## Task goal
Pull every line containing the word "screenshot" from the records.

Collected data
....

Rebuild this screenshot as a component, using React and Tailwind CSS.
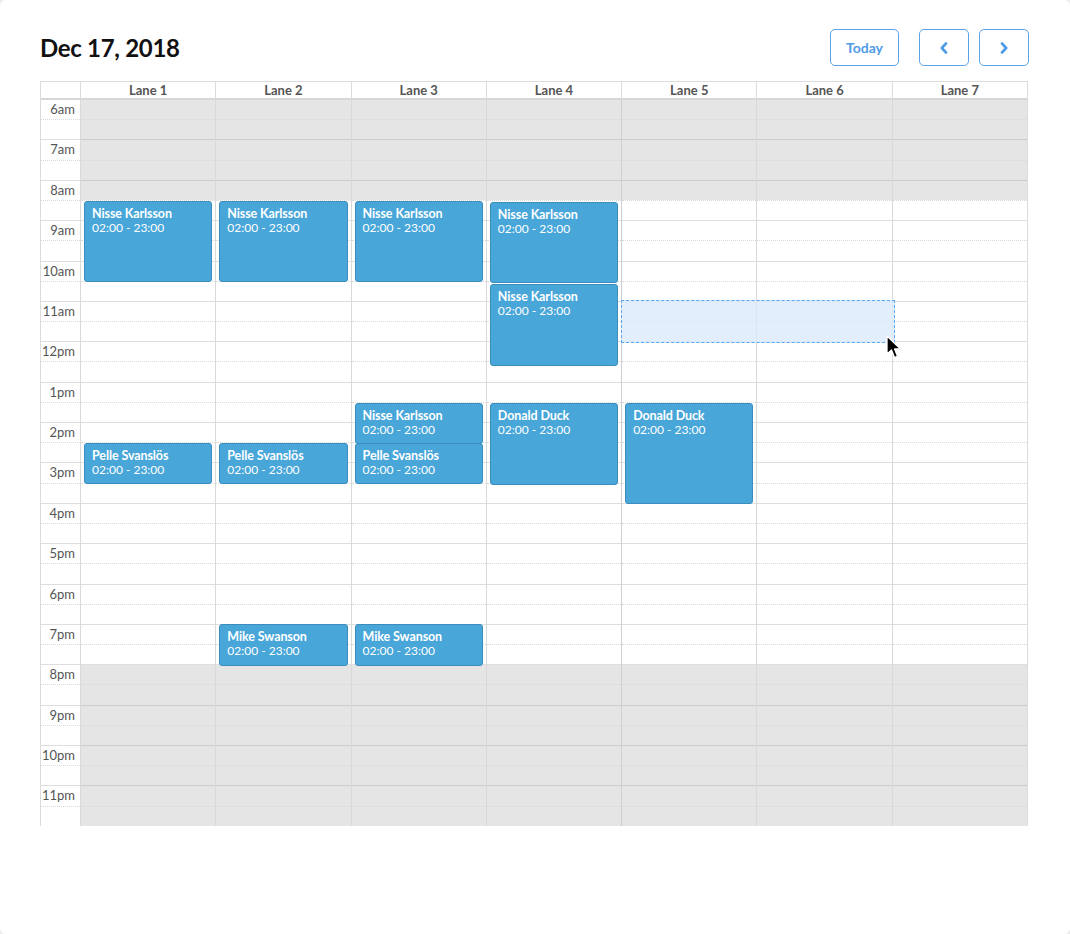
import React from 'react';

const lanes = ['Lane 1', 'Lane 2', 'Lane 3', 'Lane 4', 'Lane 5', 'Lane 6', 'Lane 7'];
const hours = ['6am', '7am', '8am', '9am', '10am', '11am', '12pm', '1pm', '2pm', '3pm', '4pm', '5pm', '6pm', '7pm', '8pm', '9pm', '10pm', '11pm'];
const SLOT = 726 / 36;

// events: start slot, number of slots
const events = {
  0: [
    { name: 'Nisse Karlsson', start: 5, len: 4 },
    { name: 'Pelle Svanslös', start: 17, len: 2 },
  ],
  1: [
    { name: 'Nisse Karlsson', start: 5, len: 4 },
    { name: 'Pelle Svanslös', start: 17, len: 2 },
    { name: 'Mike Swanson', start: 26, len: 2 },
  ],
  2: [
    { name: 'Nisse Karlsson', start: 5, len: 4 },
    { name: 'Nisse Karlsson', start: 15, len: 2 },
    { name: 'Pelle Svanslös', start: 17, len: 2 },
    { name: 'Mike Swanson', start: 26, len: 2 },
  ],
  3: [
    { name: 'Nisse Karlsson', start: 5.05, len: 4 },
    { name: 'Nisse Karlsson', start: 9.1, len: 4.05 },
    { name: 'Donald Duck', start: 15, len: 4.05 },
  ],
  4: [{ name: 'Donald Duck', start: 15, len: 4.98 }],
};

const isGray = (i) => i < 5 || i >= 28;

const Slots = ({ gray, withLabels }) => (
  <div className="flex flex-col h-[726px]">
    {Array.from({ length: 36 }).map((_, i) => {
      const hourStart = i % 2 === 0;
      const bg = gray && isGray(i) ? 'bg-[#e5e5e5]' : 'bg-white';
      const line = hourStart
        ? i === 0
          ? ''
          : gray && isGray(i) && isGray(i - 1)
          ? 'border-t border-[#cccccc]'
          : 'border-t border-[#dedede]'
        : 'border-t border-dotted border-[#dadada]';
      return (
        <div key={i} className={`flex-1 ${bg} ${line} relative`}>
          {withLabels && hourStart && (
            <div className="text-right pr-[5px] pt-[1px] text-[13px] leading-[16px] text-[#555]">{hours[i / 2]}</div>
          )}
        </div>
      );
    })}
  </div>
);

const Event = ({ name, start, len }) => (
  <div
    className="absolute left-[3px] right-[3px] bg-[#48a6d9] border border-[#3b8dbd] rounded-[3px] px-[7px] pt-[5px] text-white text-[12px] leading-[14px] overflow-hidden"
    style={{ top: start * SLOT, height: len * SLOT + 1 }}
  >
    <div className="font-bold text-[12.5px] tracking-[-0.1px]">{name}</div>
    <div>02:00 - 23:00</div>
  </div>
);

const Cursor = () => (
  <svg width="18" height="26" viewBox="0 0 18 26" className="absolute left-[886px] top-[335px]">
    <path d="M1 1 L1 19 L5.5 15 L8.5 22.5 L11.5 21.2 L8.6 14 L14.5 14 Z" fill="#000" stroke="#fff" strokeWidth="1.3" strokeLinejoin="round" />
  </svg>
);

export default function App() {
  return (
    <div className="w-[1070px] h-[934px] bg-[#ececec] font-['Lato','Open_Sans',sans-serif]">
      <div className="relative w-full h-full bg-white rounded-[6px] px-[40px] pt-[29px]">
        <div className="flex items-center justify-between w-[989px] h-[37px]">
          <h1 className="text-[24px] font-bold text-[#111] tracking-[-0.3px]">Dec 17, 2018</h1>
          <div className="flex items-center">
            <button className="w-[69px] h-[37px] border border-[#5ea3e8] rounded-[5px] text-[#4f9be6] text-[14px] font-bold">
              Today
            </button>
            <button className="ml-[20px] w-[50px] h-[37px] border border-[#5ea3e8] rounded-[5px] flex items-center justify-center">
              <svg width="10" height="12" viewBox="0 0 10 12">
                <path d="M7 1.5 L2.8 6 L7 10.5" fill="none" stroke="#4f9be6" strokeWidth="2.6" strokeLinecap="round" strokeLinejoin="round" />
              </svg>
            </button>
            <button className="ml-[10px] w-[50px] h-[37px] border border-[#5ea3e8] rounded-[5px] flex items-center justify-center">
              <svg width="10" height="12" viewBox="0 0 10 12">
                <path d="M3 1.5 L7.2 6 L3 10.5" fill="none" stroke="#4f9be6" strokeWidth="2.6" strokeLinecap="round" strokeLinejoin="round" />
              </svg>
            </button>
          </div>
        </div>

        <div className="mt-[15px] w-[988px] border border-[#dcdcdc] border-b-0">
          <div className="grid grid-cols-[39px_repeat(7,1fr)] h-[18px] border-b-2 border-[#d6d6d6]">
            <div />
            {lanes.map((l) => (
              <div key={l} className="border-l border-[#dcdcdc] text-center text-[13px] leading-[16px] font-bold text-[#555]">
                {l}
              </div>
            ))}
          </div>
          <div className="grid grid-cols-[39px_repeat(7,1fr)]">
            <Slots withLabels />
            {lanes.map((l, li) => (
              <div key={l} className={`relative border-l ${li === 4 ? 'border-[#cfcfcf]' : 'border-[#d9d9d9]'}`}>
                <Slots gray />
                {(events[li] || []).map((e, i) => (
                  <Event key={i} {...e} />
                ))}
              </div>
            ))}
          </div>
        </div>

        <div className="absolute left-[621px] top-[300px] w-[274px] h-[43px] bg-[#dbeafa]/80 border border-dashed border-[#5aa8f5]" />
        <Cursor />
      </div>
    </div>
  );
}
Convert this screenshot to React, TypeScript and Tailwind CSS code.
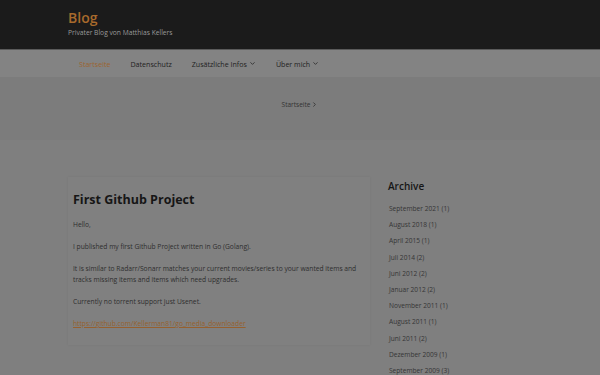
import { ChevronDown, ChevronRight } from 'lucide-react';

const archive = [
  'September 2021 (1)',
  'August 2018 (1)',
  'April 2015 (1)',
  'Juli 2014 (2)',
  'Juni 2012 (2)',
  'Januar 2012 (2)',
  'November 2011 (1)',
  'August 2011 (1)',
  'Juni 2011 (2)',
  'Dezember 2009 (1)',
  'September 2009 (3)',
];

export default function App() {
  return (
    <div className="h-[375px] w-[600px] overflow-hidden bg-[#7f7f7f] font-['Open_Sans',sans-serif]">
      {/* Header */}
      <header className="h-[49px] bg-[#1b1b1b]">
        <div className="mx-auto w-[464px] pt-[9px]">
          <div className="text-[14px] font-semibold leading-[18px] text-[#a86a2c]">Blog</div>
          <div className="mt-[1px] text-[6.7px] leading-[10px] text-[#9a9a9a]">Privater Blog von Matthias Kellers</div>
        </div>
      </header>

      {/* Nav */}
      <nav className="h-[28px] border-t border-[#5a5a5a] bg-[#838383]">
        <ul className="mx-auto flex h-full w-[464px] items-center pl-[11px] pt-[1px] text-[7.1px] font-medium text-[#1e1e1e]">
          <li className="mr-[20px] text-[#9c6430]">Startseite</li>
          <li className="mr-[20px]">Datenschutz</li>
          <li className="mr-[20px] flex items-center gap-[2px]">
            Zusätzliche Infos <ChevronDown size={7} strokeWidth={2.5} />
          </li>
          <li className="flex items-center gap-[2px]">
            Über mich <ChevronDown size={7} strokeWidth={2.5} />
          </li>
        </ul>
      </nav>

      {/* Breadcrumb */}
      <div className="flex h-[63px] items-center justify-center bg-[#7c7c7c] pb-[8px]">
        <span className="flex items-center gap-[1px] text-[6.5px] text-[#333333]">
          Startseite <ChevronRight size={7} strokeWidth={3} />
        </span>
      </div>

      {/* Content */}
      <div className="mx-auto flex w-[464px] gap-[18px] pt-[37px]">
        <article className="h-[168px] w-[302px] bg-[#808080] px-[5px] pt-[14px] shadow-[0_0_2px_rgba(0,0,0,0.08)]">
          <h1 className="text-[12.5px] font-bold leading-[18px] text-[#161616]">First Github Project</h1>
          <div className="mt-[10px] space-y-[11px] text-[6.7px] leading-[11px] text-[#2e2e2e]">
            <p>Hello,</p>
            <p>I published my first Github Project written in Go (Golang).</p>
            <p>
              It is similar to Radarr/Sonarr matches your current movies/series to your wanted items and tracks missing
              items and items which need upgrades.
            </p>
            <p>Currently no torrent support just Usenet.</p>
            <p>
              <span className="text-[#96602e] underline">https://github.com/Kellerman81/go_media_downloader</span>
            </p>
          </div>
        </article>

        <aside className="w-[144px] pt-[2px]">
          <h2 className="text-[10px] font-semibold leading-[14px] text-[#161616]">Archive</h2>
          <ul className="mt-[11px] pl-[1px] text-[6.6px] text-[#353535]">
            {archive.map((a) => (
              <li key={a} className="h-[16.2px] leading-[9px]">
                {a}
              </li>
            ))}
          </ul>
        </aside>
      </div>
    </div>
  );
}
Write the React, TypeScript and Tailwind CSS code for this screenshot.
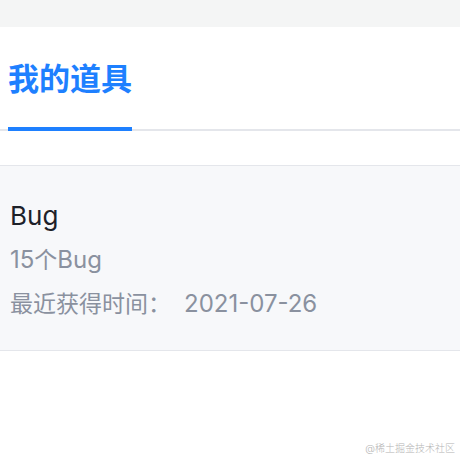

....

## Response to this exercise
Rebuild this screenshot as a component, using React and Tailwind CSS.
Convert this screenshot to React, TypeScript and Tailwind CSS code.
Write the React, TypeScript and Tailwind CSS code for this screenshot.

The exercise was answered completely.